Joe Henry
Trampoline
[Mammoth/Atlantic]
Rating: 8.1
It's not often that folk singers can claim Madonna as their sister in law, and
it's with the same frequency they can get Helmet's Page Hamilton
to play guitar on their new release. Joe Henry, however, isn't a folk singer. Not
anymore. Trampoline is a woozy breath of fresh air filtered through impecible
arrangements, odd synthesizers, guitars and strings, and Henry's frail yet husky
voice.
In the song "Ohio Air Show Plane Crash," Henry writes from the
viewpoint of a spectator who's thinking about his relationship when a plane
nosedives into a lake. It's pulled off quite majestically, really unlike any
song I've heard this year.
Because Henry is still a folk singer at heart,
it's the lyrics that really catch the ear. The somber, creepy "Bob and Ray"

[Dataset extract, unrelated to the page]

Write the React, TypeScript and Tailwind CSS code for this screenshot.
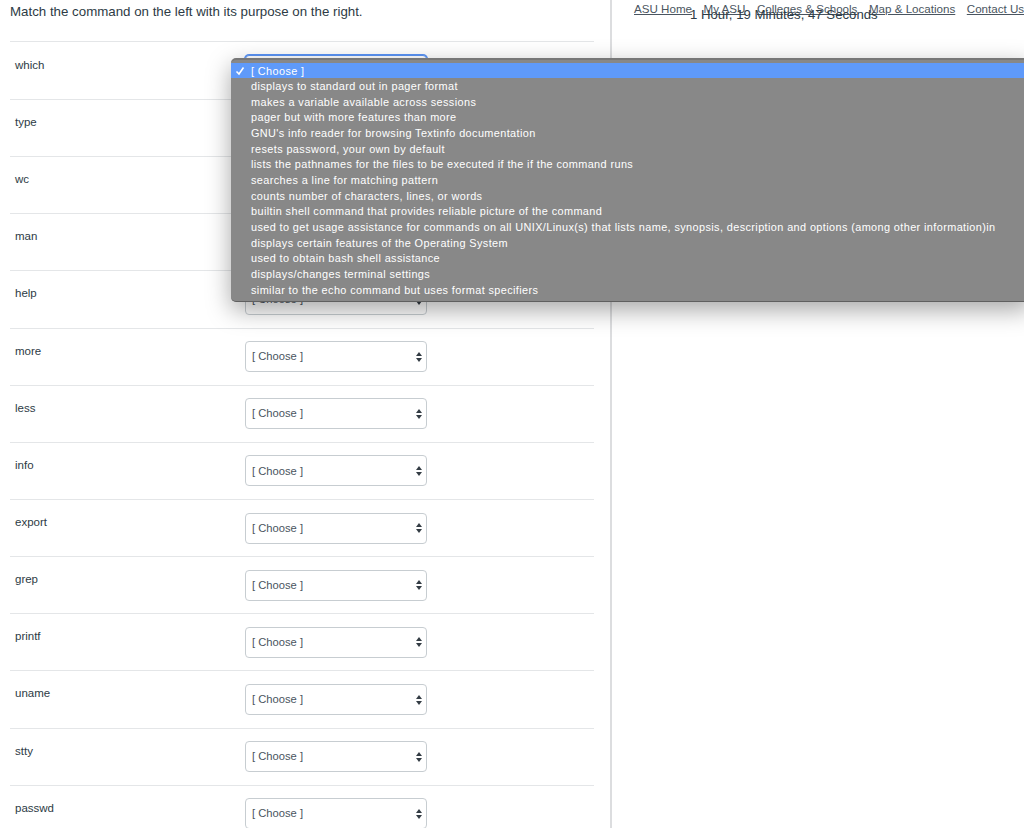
import React from 'react';

const commands = ['which', 'type', 'wc', 'man', 'help', 'more', 'less', 'info', 'export', 'grep', 'printf', 'uname', 'stty', 'passwd'];

const options = [
  'displays to standard out in pager format',
  'makes a variable available across sessions',
  'pager but with more features than more',
  "GNU's info reader for browsing Textinfo documentation",
  'resets password, your own by default',
  'lists the pathnames for the files to be executed if the if the command runs',
  'searches a line for matching pattern',
  'counts number of characters, lines, or words',
  'builtin shell command that provides reliable picture of the command',
  'used to get usage assistance for commands on all UNIX/Linux(s) that lists name, synopsis, description and options (among other information)in',
  'displays certain features of the Operating System',
  'used to obtain bash shell assistance',
  'displays/changes terminal settings',
  'similar to the echo command but uses format specifiers',
];

const links = ['ASU Home', 'My ASU', 'Colleges & Schools', 'Map & Locations', 'Contact Us'];

const SelectBox = ({ focused }: { focused: boolean }) => {
  return <div className={`mt-[12.6px] ml-[235px] h-[31px] w-[182px] shrink-0 rounded-[4px] bg-white border flex items-center justify-between pl-[6px] pr-[3px] text-[11.2px] text-[#4a5560] ${focused ? 'border-[#5b94f5] ring-1 ring-[#5b94f5]' : 'border-[#c7cdd1]'}`}>
      <span>[ Choose ]</span>
      <svg width="8" height="12" viewBox="0 0 8 12" className="text-[#333c44]">
        <path d="M4 1 L7 5 L1 5 Z" fill="currentColor" />
        <path d="M4 11 L7 7 L1 7 Z" fill="currentColor" />
      </svg>
    </div>;
};

const Row = ({ name, focused }: { name: string; focused: boolean }) => {
  return <div className={`relative border-t border-[#e4e6e8] w-[584px] ${focused ? 'h-[58px]' : 'h-[57.15px]'}`}>
      <span className={`absolute left-[5px] text-[11.5px] leading-[16px] text-[#2d3b45] ${focused ? 'top-[14.5px]' : 'top-[14px]'}`}>{name}</span>
      <SelectBox focused={focused} />
    </div>;
};

export default function App() {
  return <div className="relative flex h-[828px] w-[1024px] overflow-hidden bg-white font-['Liberation_Sans',Arial,sans-serif]">
      <div className="w-[612px] shrink-0 border-r-2 border-[#dcdddf] pl-[10px]">
        <p className="pt-[4px] h-[41px] text-[13.3px] leading-[16px] text-[#2d3b45]">Match the command on the left with its purpose on the right.</p>
        {commands.map((c, i) => <Row key={c} name={c} focused={i === 0} />)}
      </div>
      <div className="flex-1 min-w-0 relative">
        <div className="flex gap-[11.5px] pl-[22px] pt-[2px] text-[11.6px] leading-[14px] text-[#4a5560] whitespace-nowrap">
          {links.map(l => <a key={l} className="underline">{l}</a>)}
        </div>
        <span className="absolute left-[78px] top-[7px] text-[13.2px] leading-[16px] text-[#2d3b45] whitespace-nowrap">1 Hour, 19 Minutes, 47 Seconds</span>
      </div>

      <div className="absolute left-[231px] top-[58px] w-[800px] h-[244px] rounded-[5px] bg-[#888888] border-t-2 border-b border-t-[#777777] border-b-[#5f5f5f] shadow-[0_8px_24px_rgba(0,0,0,0.35)] pt-[3px] text-[10.9px] font-medium text-white whitespace-nowrap">
        <div className="relative h-[15px] leading-[16px] bg-[#5f9afa] pl-[20px] tracking-[0.39px]">
          <svg width="10" height="10" viewBox="0 0 10 10" className="absolute left-[4px] top-[3px]">
            <path d="M1.5 5.5 L4 8 L8.5 1.5" fill="none" stroke="white" strokeWidth="1.6" />
          </svg>
          [ Choose ]
        </div>
        {options.map(o => <div key={o} className="h-[15.68px] leading-[16.5px] pl-[20px] tracking-[0.39px]">{o}</div>)}
      </div>
    </div>;
}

tells of a protagonist ("In my bare feet / my flashlight, robe, and blown TV /
reading an in-flight magazine about Bob and Ray"); "I Was a Playboy" glides on
the thoughts of a man giving up his bed-hopping lifestyle, not apologizing but
merely explaining that "I was a playboy / and you just a plaything to me."
Whether or not Henry ever returns to more of a folk-based sound remains to be
seen, but after crafting an album this good, I'd say you have a better chance of
getting Bob Dylan to say something coherent.